We developed with the ride engineers a track-based rollercoaster type ride to fit the existing Horizons building, but for lots of good engineering and other reasons, it eventually evolved into the spinning centrifuge design we have today. Believe me, centrifuges are not cheap and an entirely new ride system. That was considered a breakthrough as it generated sustained G-forces, something coasters do not do, but lift-off does.
The ride really reflected those forces of liftoff in a realistic way. That meant a lot to me. We had all ridden the military centrifuges and even flown the NASA Shuttle simulator in Houston.

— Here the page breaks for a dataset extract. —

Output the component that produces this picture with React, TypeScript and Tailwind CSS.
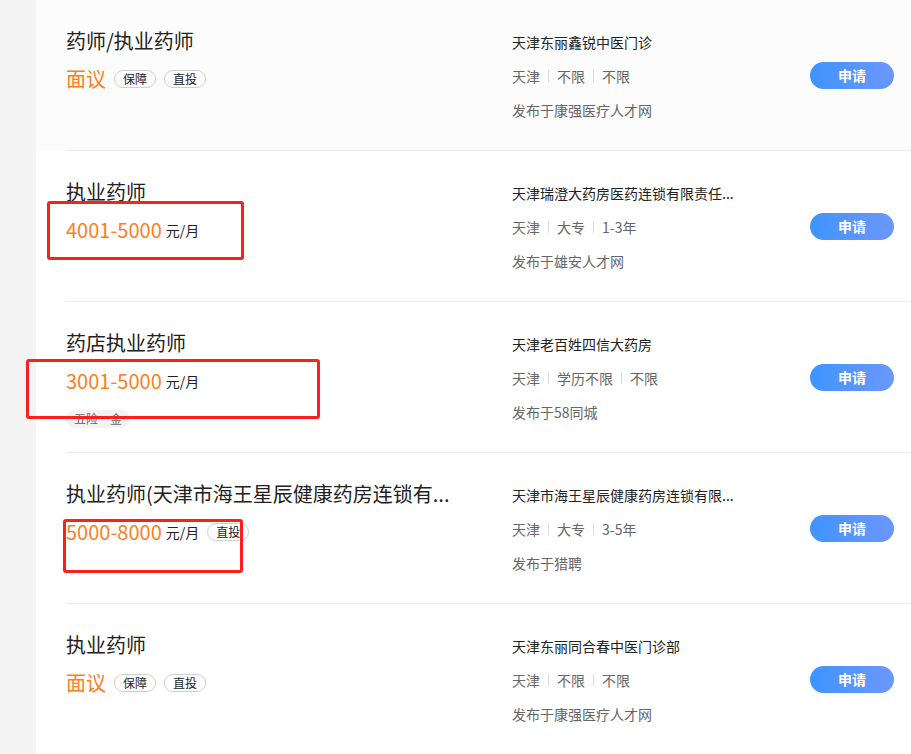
import React from "react";

type Job = {
  title: string;
  salary: string;
  unit?: boolean;
  tags?: string[];
  benefit?: string;
  company: string;
  meta: string[];
  source: string;
  hover?: boolean;
};

const jobs: Job[] = [
  {
    title: "药师/执业药师",
    salary: "面议",
    tags: ["保障", "直投"],
    company: "天津东丽鑫锐中医门诊",
    meta: ["天津", "不限", "不限"],
    source: "发布于康强医疗人才网",
    hover: true,
  },
  {
    title: "执业药师",
    salary: "4001-5000",
    unit: true,
    company: "天津瑞澄大药房医药连锁有限责任...",
    meta: ["天津", "大专", "1-3年"],
    source: "发布于雄安人才网",
  },
  {
    title: "药店执业药师",
    salary: "3001-5000",
    unit: true,
    benefit: "五险一金",
    company: "天津老百姓四信大药房",
    meta: ["天津", "学历不限", "不限"],
    source: "发布于58同城",
  },
  {
    title: "执业药师(天津市海王星辰健康药房连锁有...",
    salary: "5000-8000",
    unit: true,
    tags: ["直投"],
    company: "天津市海王星辰健康药房连锁有限...",
    meta: ["天津", "大专", "3-5年"],
    source: "发布于猎聘",
  },
  {
    title: "执业药师",
    salary: "面议",
    tags: ["保障", "直投"],
    company: "天津东丽同合春中医门诊部",
    meta: ["天津", "不限", "不限"],
    source: "发布于康强医疗人才网",
  },
];

function Row({ job }: { job: Job }) {
  return (
    <div className={`pl-[30px] ${job.hover ? "bg-[#fcfcfc]" : "bg-white"}`}>
      <div className="flex h-[151px] items-start border-b border-[#ebebeb]">
        <div className="w-[446px] shrink-0 pt-[27px]">
          <div className="h-[28px] whitespace-nowrap text-[20px] leading-[28px] text-[#222]">
            {job.title}
          </div>
          <div className="mt-[10px] flex h-[28px] items-center">
            <span className="text-[20px] leading-[28px] text-[#ff7d22]">{job.salary}</span>
            {job.unit && <span className="ml-[4px] text-[14px] text-[#222]">元/月</span>}
            {job.tags?.map((t) => (
              <span
                key={t}
                className="ml-[8px] flex h-[18px] items-center rounded-full border border-[#cfcfcf] px-[8px] text-[12px] leading-none text-[#222]"
              >
                {t}
              </span>
            ))}
          </div>
          {job.benefit && (
            <div className="mt-[15px] flex">
              <span className="flex h-[18px] items-center rounded-full bg-[#f2f2f2] px-[8px] text-[12px] leading-none text-[#666]">
                {job.benefit}
              </span>
            </div>
          )}
        </div>
        <div className="w-[226px] shrink-0 pt-[32px]">
          <div className="whitespace-nowrap text-[14px] leading-[20px] text-[#222]">{job.company}</div>
          <div className="mt-[14px] flex items-center text-[14px] leading-[20px] text-[#666]">
            {job.meta.map((m, i) => (
              <React.Fragment key={i}>
                {i > 0 && <span className="mx-[8px] h-[12px] w-px bg-[#dcdcdc]" />}
                <span>{m}</span>
              </React.Fragment>
            ))}
          </div>
          <div className="mt-[14px] text-[14px] leading-[20px] text-[#666]">{job.source}</div>
        </div>
        <div className="ml-auto mr-[17px] self-center">
          <button className="flex h-[27px] w-[84px] items-center justify-center rounded-full bg-gradient-to-r from-[#3e94ff] to-[#6a97fe] text-[14px] font-bold text-white">
            申请
          </button>
        </div>
      </div>
    </div>
  );
}

export default function App() {
  return (
    <div
      className="relative flex h-[754px] w-[911px] overflow-hidden bg-white"
      style={{ fontFamily: '"Noto Sans CJK SC", "Noto Sans", sans-serif' }}
    >
      <div className="w-[36px] shrink-0 bg-[#f4f4f4]" />
      <div className="flex-1">
        {jobs.map((j, i) => (
          <Row key={i} job={j} />
        ))}
      </div>
      <div className="pointer-events-none absolute left-[47px] top-[201px] h-[59px] w-[197px] rounded-[3px] border-[3px] border-[#ff1f1a]" />
      <div className="pointer-events-none absolute left-[26px] top-[359px] h-[60px] w-[294px] rounded-[3px] border-[3px] border-[#ff1f1a]" />
      <div className="pointer-events-none absolute left-[63px] top-[519px] h-[54px] w-[180px] rounded-[3px] border-[3px] border-[#ff1f1a]" />
    </div>
  );
}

We tried to make it very “science fact” and Epcot, leveraging the fact that eventually the public will be able to go to space.

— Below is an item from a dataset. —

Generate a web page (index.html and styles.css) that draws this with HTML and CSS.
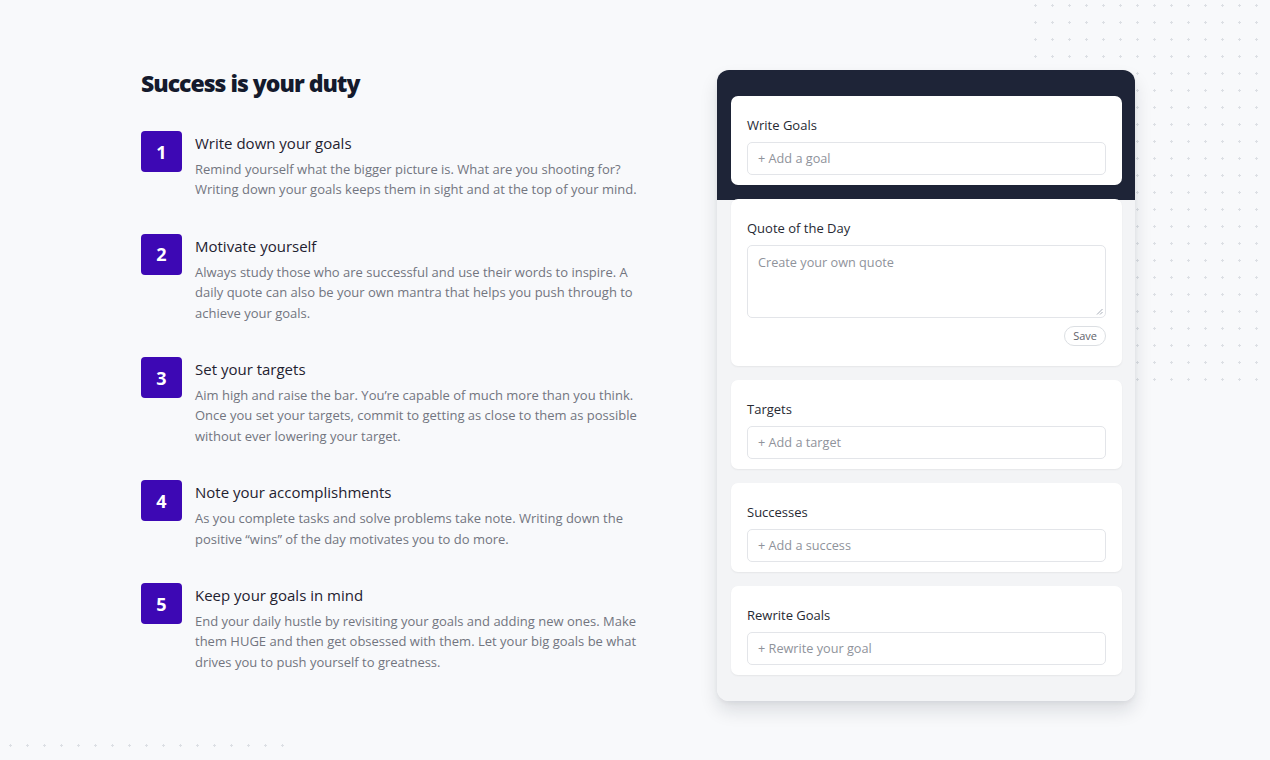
FILE: index.html
```html
<!DOCTYPE html>
<html lang="en">
<head>
<meta charset="utf-8">
<title>Success is your duty</title>
<link rel="stylesheet" href="styles.css">
</head>
<body>
<div class="dots dots-top"></div>
<div class="dots dots-bottom"></div>
<main class="page">
  <section class="steps">
    <h1 class="title">Success is your duty</h1>
    <ol class="step-list">
      <li class="step">
        <span class="badge">1</span>
        <div class="step-body">
          <h2 class="step-title">Write down your goals</h2>
          <p class="step-text">Remind yourself what the bigger picture is. What are you shooting for? Writing down your goals keeps them in sight and at the top of your mind.</p>
        </div>
      </li>
      <li class="step">
        <span class="badge">2</span>
        <div class="step-body">
          <h2 class="step-title">Motivate yourself</h2>
          <p class="step-text">Always study those who are successful and use their words to inspire. A daily quote can also be your own mantra that helps you push through to achieve your goals.</p>
        </div>
      </li>
      <li class="step">
        <span class="badge">3</span>
        <div class="step-body">
          <h2 class="step-title">Set your targets</h2>
          <p class="step-text">Aim high and raise the bar. You’re capable of much more than you think. Once you set your targets, commit to getting as close to them as possible without ever lowering your target.</p>
        </div>
      </li>
      <li class="step">
        <span class="badge">4</span>
        <div class="step-body">
          <h2 class="step-title">Note your accomplishments</h2>
          <p class="step-text">As you complete tasks and solve problems take note. Writing down the positive “wins” of the day motivates you to do more.</p>
        </div>
      </li>
      <li class="step">
        <span class="badge">5</span>
        <div class="step-body">
          <h2 class="step-title">Keep your goals in mind</h2>
          <p class="step-text">End your daily hustle by revisiting your goals and adding new ones. Make them HUGE and then get obsessed with them. Let your big goals be what drives you to push yourself to greatness.</p>
        </div>
      </li>
    </ol>
  </section>

  <section class="panel">
    <div class="card">
      <label class="card-label">Write Goals</label>
      <div class="field">+ Add a goal</div>
    </div>
    <div class="card card-quote">
      <label class="card-label">Quote of the Day</label>
      <div class="field area">Create your own quote
        <svg class="grip" width="7" height="7" viewBox="0 0 7 7"><path d="M6.5 1 L1 6.5 M6.5 4 L4 6.5" stroke="#9ca3af" stroke-width="0.9" fill="none"/></svg>
      </div>
      <div class="actions"><span class="save">Save</span></div>
    </div>
    <div class="card">
      <label class="card-label">Targets</label>
      <div class="field">+ Add a target</div>
    </div>
    <div class="card">
      <label class="card-label">Successes</label>
      <div class="field">+ Add a success</div>
    </div>
    <div class="card">
      <label class="card-label">Rewrite Goals</label>
      <div class="field">+ Rewrite your goal</div>
    </div>
  </section>
</main>
</body>
</html>
```

FILE: styles.css
```css
* { box-sizing: border-box; }
html, body { margin: 0; padding: 0; }
body {
  width: 1270px;
  height: 760px;
  overflow: hidden;
  background: #f8f9fb;
  font-family: "Open Sans", "Noto Sans", sans-serif;
  position: relative;
}

.dots {
  position: absolute;
  background-image: radial-gradient(circle, #dcdfe4 1.1px, transparent 1.4px);
  background-size: 17px 17px;
  z-index: 0;
}
.dots-top {
  left: 1027px;
  top: -3px;
  width: 243px;
  height: 394px;
}
.dots-bottom {
  left: 2px;
  top: 737px;
  width: 290px;
  height: 40px;
}

.page {
  position: relative;
  z-index: 1;
  display: flex;
  align-items: flex-start;
  padding: 70px 0 0 141px;
}

.steps { width: 576px; }

.title {
  margin: 0 0 35px;
  font-family: "Open Sans", sans-serif;
  font-weight: 800;
  font-size: 23px;
  line-height: 26px;
  letter-spacing: -1px;
  color: #141a2c;
}

.step-list {
  list-style: none;
  margin: 0;
  padding: 0;
  display: flex;
  flex-direction: column;
  gap: 34px;
}

.step {
  display: flex;
  gap: 13px;
}

.badge {
  flex: none;
  width: 41px;
  height: 41px;
  border-radius: 4px;
  background: #3d08b4;
  color: #fff;
  font-weight: 700;
  font-size: 18px;
  display: flex;
  align-items: center;
  justify-content: center;
}

.step-body { width: 452px; }

.step-title {
  margin: 0 0 4px;
  font-size: 15px;
  font-weight: 400;
  line-height: 24px;
  color: #1f2230;
}

.step-text {
  margin: 0;
  font-size: 13px;
  line-height: 20.4px;
  color: #72757f;
}

.panel {
  width: 418px;
  border-radius: 12px;
  padding: 26px 13px 26px 14px;
  background: linear-gradient(#1e2437 0, #1e2437 130px, #f3f4f6 130px);
  box-shadow: 0 10px 18px rgba(17, 24, 39, 0.12), 0 2px 4px rgba(17, 24, 39, 0.05);
  display: flex;
  flex-direction: column;
  gap: 14px;
}

.card {
  background: #fff;
  border-radius: 7px;
  padding: 19px 16px 10px;
  box-shadow: 0 1px 2px rgba(0, 0, 0, 0.06);
  display: flex;
  flex-direction: column;
}

.card-label {
  font-size: 13px;
  line-height: 20px;
  color: #272a33;
  margin-bottom: 7px;
}

.field {
  height: 33px;
  border: 1px solid #e3e5e9;
  border-radius: 5px;
  padding: 0 10px;
  font-size: 12.7px;
  line-height: 31px;
  color: #8f939b;
  position: relative;
}

.area {
  height: 73px;
  line-height: 18px;
  padding-top: 7px;
}

.grip {
  position: absolute;
  right: 2px;
  bottom: 2px;
}

.actions {
  display: flex;
  justify-content: flex-end;
  margin-top: 8px;
  margin-bottom: 10px;
}

.save {
  height: 20px;
  padding: 0 8px;
  border: 1px solid #dcdfe3;
  border-radius: 10px;
  font-size: 11px;
  line-height: 18px;
  color: #5f636b;
}
```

Susan Bonds deserves the lion's share of the credit, as she really championed that show getting made as I quit during design development (for which she has reminded me numerous times). I'm really happy that Tom Fitzgerald and his team have put in so much love and cash over the years, tweaking the journeys, upgrading the video, even doubling down on it by now adding a restaurant.

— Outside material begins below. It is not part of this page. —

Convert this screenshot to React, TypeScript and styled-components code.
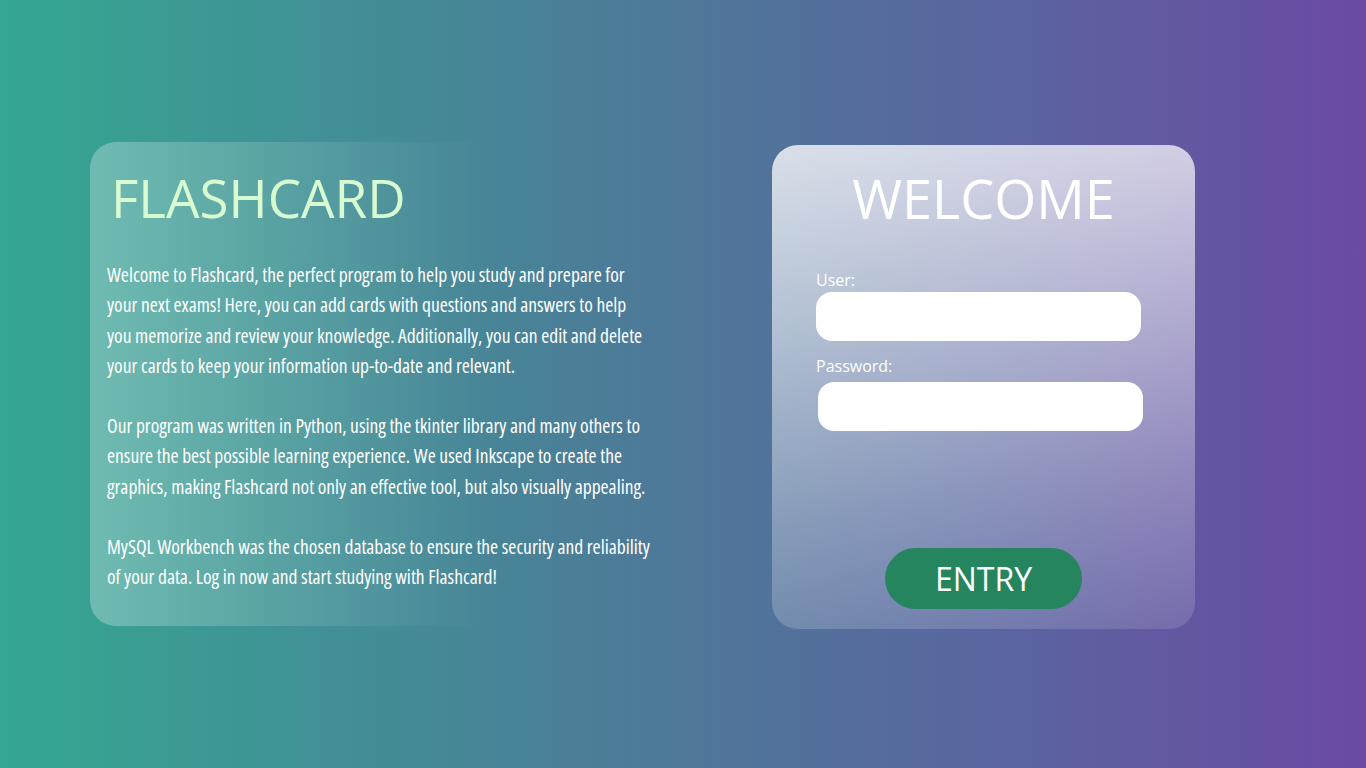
import styled, { createGlobalStyle } from 'styled-components';

// ----------------------------------------------------------------------

const GlobalStyle = createGlobalStyle`
  html, body {
    margin: 0;
    padding: 0;
  }

  body {
    font-family: 'Open Sans', 'Liberation Sans', sans-serif;
  }
`;

const Page = styled.main`
  display: flex;
  align-items: flex-start;
  justify-content: space-between;
  box-sizing: border-box;
  width: 1366px;
  height: 768px;
  padding: 142px 171px 0 90px;
  background: linear-gradient(90deg, #35a792 0%, #4c7c98 45%, #5b63a0 75%, #6b4aa3 100%);
  overflow: hidden;
`;

const InfoCard = styled.section`
  box-sizing: border-box;
  width: 590px;
  height: 484px;
  padding: 22px 0 0 17px;
  border-radius: 26px;
  background: linear-gradient(
    90deg,
    rgba(255, 255, 255, 0.28) 0%,
    rgba(255, 255, 255, 0.12) 35%,
    rgba(255, 255, 255, 0.03) 58%,
    rgba(255, 255, 255, 0) 68%
  );
`;

const Title = styled.h1`
  margin: 0 0 28px 4px;
  font-size: 53px;
  line-height: 68px;
  font-weight: 400;
  color: #d8fbd2;
`;

const Description = styled.p`
  margin: 0 0 30px;
  font-family: 'Open Sans', sans-serif;
  font-stretch: 75%;
  font-size: 19.5px;
  line-height: 30.3px;
  color: #ffffff;
  white-space: pre;
`;

const LoginCard = styled.section`
  display: flex;
  flex-direction: column;
  align-items: center;
  box-sizing: border-box;
  width: 423px;
  height: 484px;
  margin-top: 3px;
  padding: 16px 44px 0;
  border-radius: 26px;
  background: linear-gradient(
    172deg,
    rgba(255, 255, 255, 0.78) 0%,
    rgba(255, 255, 255, 0.55) 35%,
    rgba(255, 255, 255, 0.3) 70%,
    rgba(255, 255, 255, 0.12) 100%
  );
`;

const Heading = styled.h2`
  margin: 0 0 34px;
  font-size: 54px;
  line-height: 74px;
  font-weight: 400;
  color: #ffffff;
`;

const Field = styled.label`
  display: flex;
  flex-direction: column;
  align-self: stretch;
  margin-bottom: 14px;
  font-size: 16px;
  line-height: 22px;
  color: #ffffff;
`;

const Input = styled.input<{ shift?: number }>`
  box-sizing: border-box;
  width: 325px;
  height: 49px;
  margin-top: ${({ type }) => (type === 'password' ? 5 : 1)}px;
  margin-left: ${({ shift }) => shift ?? 0}px;
  padding: 0 16px;
  border: none;
  border-radius: 16px;
  background: #ffffff;
  font-family: 'Open Sans', sans-serif;
  font-size: 16px;
  outline: none;
`;

const EntryButton = styled.button`
  width: 197px;
  height: 61px;
  margin-top: 103px;
  border: none;
  border-radius: 31px;
  background: #25855f;
  font-family: 'Open Sans', sans-serif;
  font-size: 32px;
  line-height: 1;
  color: #ffffff;
  cursor: pointer;
`;

const paragraphs = [
  `Welcome to Flashcard, the perfect program to help you study and prepare for
your next exams! Here, you can add cards with questions and answers to help
you memorize and review your knowledge. Additionally, you can edit and delete
your cards to keep your information up-to-date and relevant.`,
  `Our program was written in Python, using the tkinter library and many others to
ensure the best possible learning experience. We used Inkscape to create the
graphics, making Flashcard not only an effective tool, but also visually appealing.`,
  `MySQL Workbench was the chosen database to ensure the security and reliability
of your data. Log in now and start studying with Flashcard!`,
];

export default function App() {
  return (
    <>
      <GlobalStyle />
      <Page>
        <InfoCard>
          <Title>FLASHCARD</Title>
          {paragraphs.map((text) => (
            <Description key={text.slice(0, 12)}>{text}</Description>
          ))}
        </InfoCard>

        <LoginCard>
          <Heading>WELCOME</Heading>
          <Field>
            User:
            <Input type="text" />
          </Field>
          <Field>
            Password:
            <Input type="password" shift={2} />
          </Field>
          <EntryButton>ENTRY</EntryButton>
        </LoginCard>
      </Page>
    </>
  );
}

One thing I miss that was changed after I left was the story itself. The original treatment called for a moment to pause and look back at the Earth, and a rescue in space. The current version, as good as it is, was more about the continual thrill and G Forces racing around Mars, etc. and all that extra spinning may have contributed to motion sickness for some guests. Can't know that for sure.
Maybe my first treatment was too boring, but I do like having pauses and rests in an experience (love how your banshee in Pandora pauses so you can take in that “world” before leaping off the cliff, stuff like that) to make them a bit more episodic. The unbuilt pavilion concepts never suffer budget cuts and always have the unfair advantage of being flawless in our imagination!
JK: Thank you once again for your time and patience in answering all my questions. I know the readers will enjoy all these insights.